Kenya issues Dana Petroleum three offshore production licenses

The Kenyan Ministry of Energy has approved three offshore production-sharing contracts for Dana Petroleum PLC, the UK independent said Thursday. The blocks, L5, L7, and L10, cover 35,000 sq km and represent more than half of the country's licensed offshore territory.


LONDON, Apr. 26 -- The Kenyan Ministry of Energy has approved three offshore production-sharing contracts for Dana Petroleum PLC, the UK independent said Thursday.

Blocks L5, L7, and L10 cover 35,000 sq km and represent more than half of the country's licensed offshore territory.

Dana, as operator, will hold an 80% stake in the production-sharing contracts, while Star Petroleum International Kenya Ltd. will have 20%.

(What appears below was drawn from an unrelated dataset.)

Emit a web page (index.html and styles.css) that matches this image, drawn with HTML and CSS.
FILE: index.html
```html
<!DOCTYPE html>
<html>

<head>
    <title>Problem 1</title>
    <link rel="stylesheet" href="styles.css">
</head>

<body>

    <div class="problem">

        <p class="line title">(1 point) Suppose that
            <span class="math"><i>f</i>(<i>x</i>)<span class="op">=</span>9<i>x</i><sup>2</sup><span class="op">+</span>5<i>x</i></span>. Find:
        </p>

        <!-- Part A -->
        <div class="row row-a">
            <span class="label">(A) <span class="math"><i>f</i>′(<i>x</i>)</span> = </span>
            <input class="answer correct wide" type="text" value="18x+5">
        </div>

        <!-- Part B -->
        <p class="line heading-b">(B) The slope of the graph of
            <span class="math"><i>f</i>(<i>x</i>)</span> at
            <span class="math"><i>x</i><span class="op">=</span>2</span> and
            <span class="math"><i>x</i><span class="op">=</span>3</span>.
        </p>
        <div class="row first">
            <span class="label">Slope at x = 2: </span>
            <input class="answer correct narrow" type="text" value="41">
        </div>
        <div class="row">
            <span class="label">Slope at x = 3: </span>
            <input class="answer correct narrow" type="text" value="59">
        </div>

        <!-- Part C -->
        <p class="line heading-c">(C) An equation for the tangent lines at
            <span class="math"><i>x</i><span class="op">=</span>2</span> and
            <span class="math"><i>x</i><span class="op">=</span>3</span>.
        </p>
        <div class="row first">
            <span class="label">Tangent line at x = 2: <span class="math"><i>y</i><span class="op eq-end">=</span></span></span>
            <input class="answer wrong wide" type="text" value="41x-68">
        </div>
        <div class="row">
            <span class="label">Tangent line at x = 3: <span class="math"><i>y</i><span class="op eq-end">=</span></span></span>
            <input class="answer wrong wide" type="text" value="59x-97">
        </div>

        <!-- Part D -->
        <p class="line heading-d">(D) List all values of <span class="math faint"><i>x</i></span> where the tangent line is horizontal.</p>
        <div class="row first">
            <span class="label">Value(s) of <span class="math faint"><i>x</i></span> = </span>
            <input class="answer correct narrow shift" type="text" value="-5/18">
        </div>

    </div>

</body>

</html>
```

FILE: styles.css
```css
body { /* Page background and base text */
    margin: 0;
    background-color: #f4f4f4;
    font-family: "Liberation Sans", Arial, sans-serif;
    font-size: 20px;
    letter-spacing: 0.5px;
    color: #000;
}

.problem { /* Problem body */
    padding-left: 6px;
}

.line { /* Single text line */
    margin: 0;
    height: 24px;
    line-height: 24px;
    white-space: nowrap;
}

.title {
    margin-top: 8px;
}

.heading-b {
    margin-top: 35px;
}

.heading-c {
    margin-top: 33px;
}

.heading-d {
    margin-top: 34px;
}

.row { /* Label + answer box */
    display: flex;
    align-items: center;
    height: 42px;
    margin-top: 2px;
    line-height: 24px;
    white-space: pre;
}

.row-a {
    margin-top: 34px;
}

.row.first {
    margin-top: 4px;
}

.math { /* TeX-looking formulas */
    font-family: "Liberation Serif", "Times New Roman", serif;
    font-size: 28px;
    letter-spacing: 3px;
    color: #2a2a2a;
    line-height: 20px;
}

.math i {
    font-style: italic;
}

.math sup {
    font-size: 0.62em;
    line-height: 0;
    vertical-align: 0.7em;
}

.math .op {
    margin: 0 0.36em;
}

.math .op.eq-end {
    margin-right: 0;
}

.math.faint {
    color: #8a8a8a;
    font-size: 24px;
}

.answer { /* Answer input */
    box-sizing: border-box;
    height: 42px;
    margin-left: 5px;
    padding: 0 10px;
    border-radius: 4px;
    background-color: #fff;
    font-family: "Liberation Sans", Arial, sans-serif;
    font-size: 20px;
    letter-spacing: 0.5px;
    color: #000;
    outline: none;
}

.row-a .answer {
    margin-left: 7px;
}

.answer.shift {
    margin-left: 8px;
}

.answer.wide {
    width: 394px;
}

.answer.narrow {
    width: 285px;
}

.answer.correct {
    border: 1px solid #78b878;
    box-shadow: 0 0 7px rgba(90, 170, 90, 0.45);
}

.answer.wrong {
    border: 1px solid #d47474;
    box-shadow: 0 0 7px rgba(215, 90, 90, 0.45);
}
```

Each PSC calls for completion of technical studies that will determine potential future seismic programs and exploration drilling.

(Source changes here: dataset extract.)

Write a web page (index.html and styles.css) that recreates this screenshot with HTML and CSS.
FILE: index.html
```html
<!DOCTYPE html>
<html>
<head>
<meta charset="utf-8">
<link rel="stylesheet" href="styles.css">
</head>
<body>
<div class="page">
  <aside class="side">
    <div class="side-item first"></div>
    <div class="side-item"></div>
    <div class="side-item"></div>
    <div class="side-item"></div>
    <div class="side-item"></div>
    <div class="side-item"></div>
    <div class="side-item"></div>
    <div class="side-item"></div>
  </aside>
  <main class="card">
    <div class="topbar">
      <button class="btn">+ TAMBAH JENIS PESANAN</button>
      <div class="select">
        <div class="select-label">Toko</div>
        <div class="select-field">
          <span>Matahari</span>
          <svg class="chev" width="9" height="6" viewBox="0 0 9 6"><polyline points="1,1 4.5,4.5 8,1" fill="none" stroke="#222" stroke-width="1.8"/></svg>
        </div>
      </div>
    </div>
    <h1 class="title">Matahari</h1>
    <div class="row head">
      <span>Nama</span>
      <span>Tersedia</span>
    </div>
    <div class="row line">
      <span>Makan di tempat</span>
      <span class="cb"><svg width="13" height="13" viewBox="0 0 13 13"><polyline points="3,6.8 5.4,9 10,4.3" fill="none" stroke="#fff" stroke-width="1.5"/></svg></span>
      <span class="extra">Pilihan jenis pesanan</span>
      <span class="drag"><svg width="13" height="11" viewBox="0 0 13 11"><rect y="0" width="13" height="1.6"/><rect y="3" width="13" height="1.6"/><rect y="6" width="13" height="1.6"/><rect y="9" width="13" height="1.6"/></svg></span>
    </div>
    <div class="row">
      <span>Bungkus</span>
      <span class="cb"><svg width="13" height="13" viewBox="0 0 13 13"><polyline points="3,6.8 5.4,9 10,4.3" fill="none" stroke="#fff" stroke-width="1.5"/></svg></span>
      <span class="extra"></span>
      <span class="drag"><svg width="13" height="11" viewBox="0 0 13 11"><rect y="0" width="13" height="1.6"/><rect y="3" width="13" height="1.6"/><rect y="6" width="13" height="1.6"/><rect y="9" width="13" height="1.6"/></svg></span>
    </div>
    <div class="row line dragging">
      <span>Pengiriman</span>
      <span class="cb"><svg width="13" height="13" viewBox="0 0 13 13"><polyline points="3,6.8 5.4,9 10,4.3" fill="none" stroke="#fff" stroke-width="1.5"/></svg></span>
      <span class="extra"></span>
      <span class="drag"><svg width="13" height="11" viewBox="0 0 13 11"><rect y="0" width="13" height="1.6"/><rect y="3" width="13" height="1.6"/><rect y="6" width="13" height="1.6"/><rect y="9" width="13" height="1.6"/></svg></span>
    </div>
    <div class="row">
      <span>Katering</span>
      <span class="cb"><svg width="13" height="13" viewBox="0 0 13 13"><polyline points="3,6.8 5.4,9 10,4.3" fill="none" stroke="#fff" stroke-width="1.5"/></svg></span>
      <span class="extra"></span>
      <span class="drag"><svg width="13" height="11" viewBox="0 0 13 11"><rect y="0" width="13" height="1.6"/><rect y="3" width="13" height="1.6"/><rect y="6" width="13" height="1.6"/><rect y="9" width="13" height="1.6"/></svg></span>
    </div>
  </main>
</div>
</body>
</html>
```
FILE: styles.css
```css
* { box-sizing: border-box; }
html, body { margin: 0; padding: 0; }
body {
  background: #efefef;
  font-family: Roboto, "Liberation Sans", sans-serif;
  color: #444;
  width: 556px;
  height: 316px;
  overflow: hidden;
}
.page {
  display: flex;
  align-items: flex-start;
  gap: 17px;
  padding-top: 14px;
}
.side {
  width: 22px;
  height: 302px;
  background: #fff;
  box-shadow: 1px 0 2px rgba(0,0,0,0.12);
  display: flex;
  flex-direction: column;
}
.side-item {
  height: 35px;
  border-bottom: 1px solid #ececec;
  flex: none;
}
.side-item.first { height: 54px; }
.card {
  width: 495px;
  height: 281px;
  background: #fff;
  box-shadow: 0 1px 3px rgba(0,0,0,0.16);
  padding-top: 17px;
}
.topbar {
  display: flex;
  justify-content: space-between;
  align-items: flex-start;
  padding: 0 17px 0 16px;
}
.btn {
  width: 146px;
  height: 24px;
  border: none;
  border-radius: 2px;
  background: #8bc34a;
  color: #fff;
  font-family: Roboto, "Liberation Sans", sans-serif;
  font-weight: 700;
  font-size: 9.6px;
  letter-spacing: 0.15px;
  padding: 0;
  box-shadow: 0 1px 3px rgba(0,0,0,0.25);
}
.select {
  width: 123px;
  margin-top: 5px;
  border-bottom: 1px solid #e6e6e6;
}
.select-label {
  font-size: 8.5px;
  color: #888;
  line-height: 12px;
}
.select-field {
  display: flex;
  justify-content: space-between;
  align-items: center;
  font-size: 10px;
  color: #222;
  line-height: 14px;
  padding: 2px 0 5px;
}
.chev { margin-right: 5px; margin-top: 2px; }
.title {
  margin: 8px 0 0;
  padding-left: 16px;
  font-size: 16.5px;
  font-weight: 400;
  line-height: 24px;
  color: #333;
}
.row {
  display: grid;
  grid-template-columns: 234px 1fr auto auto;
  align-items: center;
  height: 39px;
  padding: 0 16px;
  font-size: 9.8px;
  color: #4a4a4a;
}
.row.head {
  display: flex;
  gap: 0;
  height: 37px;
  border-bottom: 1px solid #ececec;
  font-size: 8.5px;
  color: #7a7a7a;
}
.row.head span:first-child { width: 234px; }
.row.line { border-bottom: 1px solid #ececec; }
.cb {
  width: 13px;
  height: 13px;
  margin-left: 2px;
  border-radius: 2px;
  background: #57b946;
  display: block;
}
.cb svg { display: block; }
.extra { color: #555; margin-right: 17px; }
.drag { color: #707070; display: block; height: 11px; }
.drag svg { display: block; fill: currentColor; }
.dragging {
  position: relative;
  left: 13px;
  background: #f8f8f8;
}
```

"Existing seismic data indicates the presence of a number of significant geological structures in the unexplored deeper-water areas," noted Dana, adding that an "active petroleum system" in the region was confirmed by several old onshore and shallow-water wells that had encountered hydrocarbon shows.

Reprocessing of the seismic data in hand with "modern" techniques and satellite oil seep studies is underway, the company said.

Dana will pay $300,000 toward past costs associated with these licenses and finance the early stages of exploration.

"Kenya fits well with Dana's strategy of early entry into large and attractive new exploration regions, ahead of the majors," said Chairman Charles Smith.

Meanwhile, Dana reported its best-ever gross profits, excluding exceptionals, of £13.6 million in 2000, more than triple the figure recorded in 1999, and turnover for the year which climbed 44% to £29.9 million.

By the end of 2000, Dana's reserves had risen 10% to 102 million bbl, while average production had increased to 6,473 boe/d, up slightly from 6,119 boe/d in 1999.